Genie 3 makes this measurable by combining:

  • Real-time interaction (first-person navigation and responsiveness)
  • Longer-horizon consistency (coherent relationships over a minutes-scale window)
  • Promptable events (scenario changes guided by language)

Research becomes iterative, not purely generative

With interactive environments, teams can run the same test prompt, vary parameters, and test hypotheses about memory, dynamics, and controllability. This converts "generate-and-watch" into an experiment loop that looks more like systems engineering.

New Evaluation: Benchmarks for Navigation and Editability

Evaluation signals researchers can standardize

If a world model is truly usable by agents, evaluation should measure more than aesthetics. A practical benchmark can include:

  • Exploration reliability: does navigation lead to stable, interpretable spatial layouts?
  • Change consistency: do prompt-driven edits preserve the intended scene logic?
  • Affordance usability: can an agent infer what actions are plausible in the environment?
  • Temporal coherence: do lighting, shadows, and object relationships remain aligned as time passes?
  • Latency tolerance: does interaction stay responsive enough for repeated trials?

Case Study: A "Scenario Loop" Evaluation

A common research protocol is to pick a scenario template (e.g., a "street with weather variability"), then run repeated trials: (1) generate the baseline world, (2) navigate to several checkpoints, (3) apply a language edit at a specified moment, (4) measure how well the edits align with what the agent sees afterward. This approach turns world generation into a repeatable test harness.

Memory, Consistency, and "World State" as a Research Target

Genie 3's long-term consistency highlights a central research challenge: how to represent and preserve world state. Even without full internal technical disclosures, researchers can treat memory-like behavior as an observable property.

Operationalizing consistency

Instead of asking "is it consistent?" teams can define what consistency means in measurable terms:

  • Spatial invariants: room-to-room layout does not contradict navigation history.
  • Visual invariants: lighting direction and major textures remain aligned.
  • Event invariants: objects referenced by prompts behave as expected after edits.
  • Dialogue invariants: language modifications produce repeatable intent alignment.

Agent Training Infrastructure: Unlimited Scenarios, Structured Risks

One of the most valuable implications for research is infrastructure. A world model that can generate diverse environments and modify them on demand is an engine for scenario variety.

What agent research can do differently

  • Curriculum generation: start with simpler navigational setups, then progressively increase complexity.
  • Counterfactual testing: keep the baseline stable while changing one event or constraint via prompts.
  • Domain randomization: vary styles, weather, lighting, and layouts to improve generalization.
  • Human-AI interaction studies: test how agent behavior changes when users specify goals in natural language.

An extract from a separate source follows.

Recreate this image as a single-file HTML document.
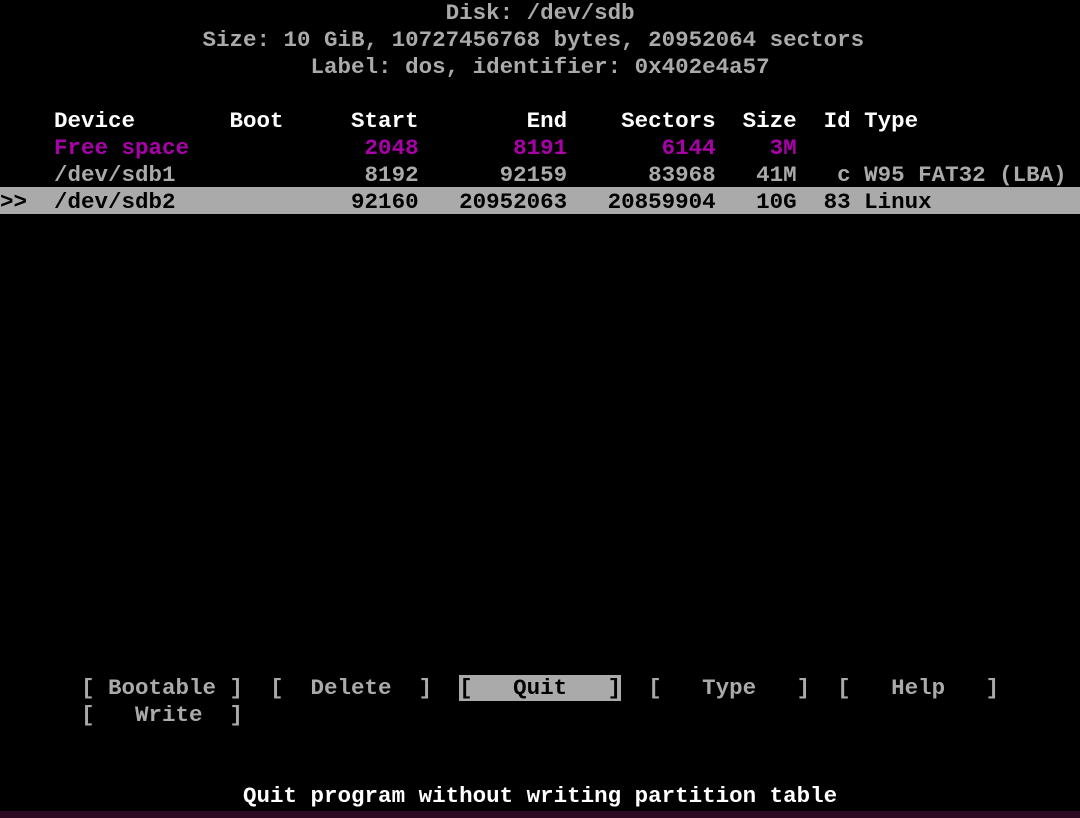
<!DOCTYPE html>
<html><head><style>
html,body{margin:0;padding:0;background:#000;width:1080px;height:818px;overflow:hidden}
.r{position:absolute;left:0;height:27px;line-height:27px;white-space:pre;font-family:"Liberation Mono",monospace;font-size:22.5px;color:#aaa;font-weight:bold;padding-top:2px;box-sizing:border-box}
.w{color:#fff}
.p{color:#aa00aa}
.hl{background:#aaa;color:#000;width:1080px;padding-top:2px}
.q{background:#aaa;color:#000}
.strip{position:absolute;left:0;top:811px;width:1080px;height:7px;background:#2c0a22}
</style></head><body>
<div class="r" style="top:-2px">                                 Disk: /dev/sdb</div>
<div class="r" style="top:25px">               Size: 10 GiB, 10727456768 bytes, 20952064 sectors</div>
<div class="r" style="top:52px">                       Label: dos, identifier: 0x402e4a57</div>
<div class="r w" style="top:106px">    Device       Boot     Start        End    Sectors  Size  Id Type</div>
<div class="r p" style="top:133px">    Free space             2048       8191       6144    3M</div>
<div class="r" style="top:160px">    /dev/sdb1              8192      92159      83968   41M   c W95 FAT32 (LBA)</div>
<div class="r hl" style="top:187px">&gt;&gt;  /dev/sdb2             92160   20952063   20859904   10G  83 Linux</div>
<div class="r" style="top:673px">      [ Bootable ]  [  Delete  ]  <span class="q">[   Quit   ]</span>  [   Type   ]  [   Help   ]</div>
<div class="r" style="top:700px">      [   Write  ]</div>
<div class="r w" style="top:781px">                  Quit program without writing partition table</div>
<div class="strip"></div>
</body></html>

Importantly, researchers can treat the world model as a controllable simulator-like component. This does not replace robotics and physics engines, but it creates a new research surface: interactive, language-driven synthetic environments.

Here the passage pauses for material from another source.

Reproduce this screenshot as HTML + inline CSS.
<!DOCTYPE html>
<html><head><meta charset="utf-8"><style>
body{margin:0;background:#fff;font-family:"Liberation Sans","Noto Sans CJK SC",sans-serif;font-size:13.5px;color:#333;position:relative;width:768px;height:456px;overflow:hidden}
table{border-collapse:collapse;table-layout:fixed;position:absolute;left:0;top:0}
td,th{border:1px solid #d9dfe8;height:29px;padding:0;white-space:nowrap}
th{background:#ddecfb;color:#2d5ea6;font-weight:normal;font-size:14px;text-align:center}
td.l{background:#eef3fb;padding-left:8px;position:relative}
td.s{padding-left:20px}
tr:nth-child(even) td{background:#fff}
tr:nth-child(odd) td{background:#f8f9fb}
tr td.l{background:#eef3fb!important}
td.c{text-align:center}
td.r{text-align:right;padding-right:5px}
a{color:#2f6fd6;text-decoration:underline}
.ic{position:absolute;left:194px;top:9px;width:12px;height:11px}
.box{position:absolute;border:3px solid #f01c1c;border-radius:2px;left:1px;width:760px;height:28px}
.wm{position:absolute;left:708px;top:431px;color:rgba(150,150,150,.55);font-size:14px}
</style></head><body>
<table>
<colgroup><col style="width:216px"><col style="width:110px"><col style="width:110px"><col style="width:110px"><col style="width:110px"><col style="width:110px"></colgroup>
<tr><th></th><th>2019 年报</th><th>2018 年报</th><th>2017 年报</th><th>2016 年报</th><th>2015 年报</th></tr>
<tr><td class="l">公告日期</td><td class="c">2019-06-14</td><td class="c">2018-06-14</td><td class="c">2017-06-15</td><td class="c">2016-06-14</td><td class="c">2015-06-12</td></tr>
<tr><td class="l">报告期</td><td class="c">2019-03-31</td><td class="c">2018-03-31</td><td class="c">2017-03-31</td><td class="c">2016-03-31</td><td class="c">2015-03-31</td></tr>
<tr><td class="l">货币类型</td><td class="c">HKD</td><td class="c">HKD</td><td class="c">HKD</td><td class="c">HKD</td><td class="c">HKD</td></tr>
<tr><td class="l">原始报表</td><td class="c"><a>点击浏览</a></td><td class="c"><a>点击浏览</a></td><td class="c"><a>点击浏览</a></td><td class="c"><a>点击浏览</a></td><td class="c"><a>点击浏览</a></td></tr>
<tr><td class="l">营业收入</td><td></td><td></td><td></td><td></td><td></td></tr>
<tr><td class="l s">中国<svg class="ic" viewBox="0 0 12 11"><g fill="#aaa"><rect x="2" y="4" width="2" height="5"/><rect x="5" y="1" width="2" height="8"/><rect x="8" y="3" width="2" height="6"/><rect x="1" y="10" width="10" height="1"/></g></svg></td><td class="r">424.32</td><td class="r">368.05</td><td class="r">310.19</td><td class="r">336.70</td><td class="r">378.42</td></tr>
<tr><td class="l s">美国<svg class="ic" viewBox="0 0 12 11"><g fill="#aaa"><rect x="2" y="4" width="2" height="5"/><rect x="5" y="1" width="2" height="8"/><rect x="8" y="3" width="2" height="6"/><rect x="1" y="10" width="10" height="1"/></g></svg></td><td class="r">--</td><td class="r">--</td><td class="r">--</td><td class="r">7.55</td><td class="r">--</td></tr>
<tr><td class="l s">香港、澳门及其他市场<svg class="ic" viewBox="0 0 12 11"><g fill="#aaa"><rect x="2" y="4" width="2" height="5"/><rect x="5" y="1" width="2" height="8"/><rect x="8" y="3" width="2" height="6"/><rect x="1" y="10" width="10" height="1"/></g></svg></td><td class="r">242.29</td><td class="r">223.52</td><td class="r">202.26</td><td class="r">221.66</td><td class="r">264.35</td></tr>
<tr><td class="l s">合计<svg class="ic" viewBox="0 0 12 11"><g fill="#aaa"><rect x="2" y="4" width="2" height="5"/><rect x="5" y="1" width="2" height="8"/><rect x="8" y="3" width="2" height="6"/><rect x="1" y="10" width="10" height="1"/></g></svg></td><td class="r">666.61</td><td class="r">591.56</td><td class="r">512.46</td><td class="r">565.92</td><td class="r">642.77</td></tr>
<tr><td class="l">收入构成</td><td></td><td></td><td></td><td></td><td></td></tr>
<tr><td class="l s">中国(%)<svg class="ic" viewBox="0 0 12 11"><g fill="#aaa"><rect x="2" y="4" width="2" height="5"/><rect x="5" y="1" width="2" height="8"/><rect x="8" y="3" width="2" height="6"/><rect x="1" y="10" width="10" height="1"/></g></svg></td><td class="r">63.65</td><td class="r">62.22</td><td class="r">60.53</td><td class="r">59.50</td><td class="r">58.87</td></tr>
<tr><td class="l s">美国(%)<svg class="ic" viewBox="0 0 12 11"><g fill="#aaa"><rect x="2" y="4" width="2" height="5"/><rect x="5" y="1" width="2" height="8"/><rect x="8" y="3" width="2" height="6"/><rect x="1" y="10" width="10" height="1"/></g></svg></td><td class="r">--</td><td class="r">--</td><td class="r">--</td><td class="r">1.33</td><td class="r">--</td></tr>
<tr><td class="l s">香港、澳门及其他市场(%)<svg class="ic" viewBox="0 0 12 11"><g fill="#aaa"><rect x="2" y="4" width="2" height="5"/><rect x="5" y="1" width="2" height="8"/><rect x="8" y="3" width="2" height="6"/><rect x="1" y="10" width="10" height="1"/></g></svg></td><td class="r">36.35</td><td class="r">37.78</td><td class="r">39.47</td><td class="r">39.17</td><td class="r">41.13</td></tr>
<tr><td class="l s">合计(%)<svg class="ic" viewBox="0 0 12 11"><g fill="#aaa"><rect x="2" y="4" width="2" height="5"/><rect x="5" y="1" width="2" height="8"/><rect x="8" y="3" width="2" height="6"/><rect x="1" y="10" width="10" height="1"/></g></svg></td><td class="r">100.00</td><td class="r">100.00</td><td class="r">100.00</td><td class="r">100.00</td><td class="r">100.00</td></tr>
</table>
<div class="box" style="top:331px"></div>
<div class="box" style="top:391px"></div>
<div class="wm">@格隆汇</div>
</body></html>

Safety, Reliability, and Reproducibility

Whenever a system can create interactive environments, research implications include safety and reproducibility. Even when a model is designed to be coherent, evaluations can drift due to variability in prompts, rendering, and interaction timing.

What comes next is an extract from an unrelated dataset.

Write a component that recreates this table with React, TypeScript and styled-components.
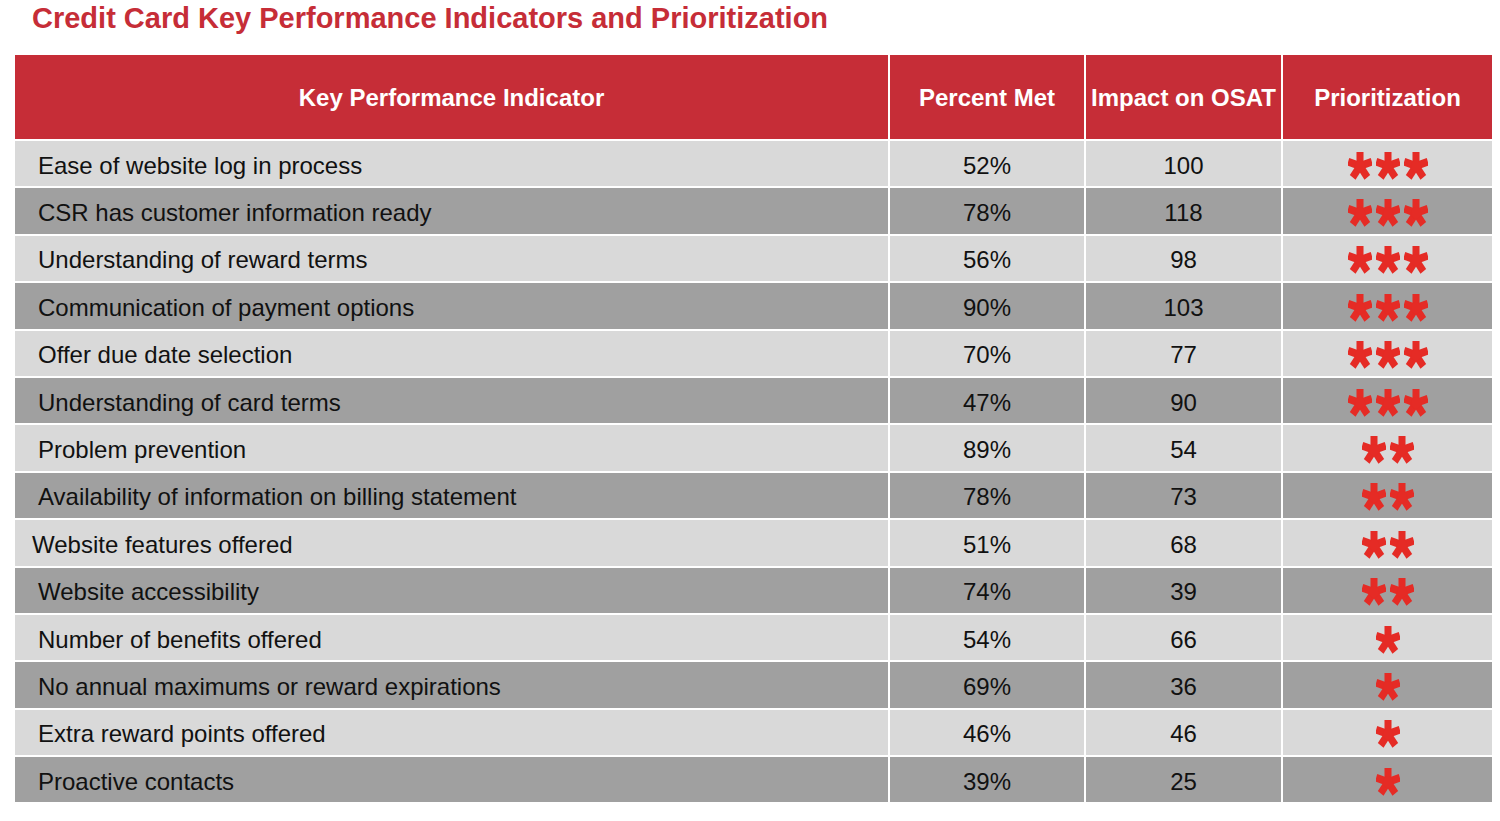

What responsible research practice can look like

  • Prompt logging: store prompts and interaction checkpoints so experiments can be replayed.
  • Determinism expectations: document whether seeds, parameters, or version identifiers are available.
  • Evaluation transparency: separate subjective observations from measurable criteria.
  • Content policies: ensure generated environments comply with safety and community guidelines.

Open Questions the Research Community Can Tackle

Genie 3 also exposes open problems that will likely become core research topics:

  • Fine-grained controllability: how precisely can language edits map to stable, consistent event outcomes?
  • Physics fidelity: where does "plausible dynamics" diverge from traditional simulation?
  • Multi-user shared worlds: can consistency be preserved when multiple participants interact simultaneously?
  • Longer horizons: what happens when evaluation needs go beyond the current consistency window?

How Teams Can Start Building Benchmarks Now

If your team wants to use Genie 3 as a research platform, a practical first step is to design a benchmark protocol that is easy to run repeatedly and easy to report.

Practical Research Blueprint

Define three layers: (1) a world template set (scenarios and environments), (2) an interaction script (navigation checkpoints + event triggers), and (3) an evaluation rubric (consistency, edit alignment, and agent success metrics). Once you can run the loop reliably, expand to more diverse prompt sets.

The broader implication is that interactive world models can become a shared research substrate. As benchmarks mature, researchers will be able to compare progress not only in visual realism, but also in world understanding, edit control, and agent-ready consistency.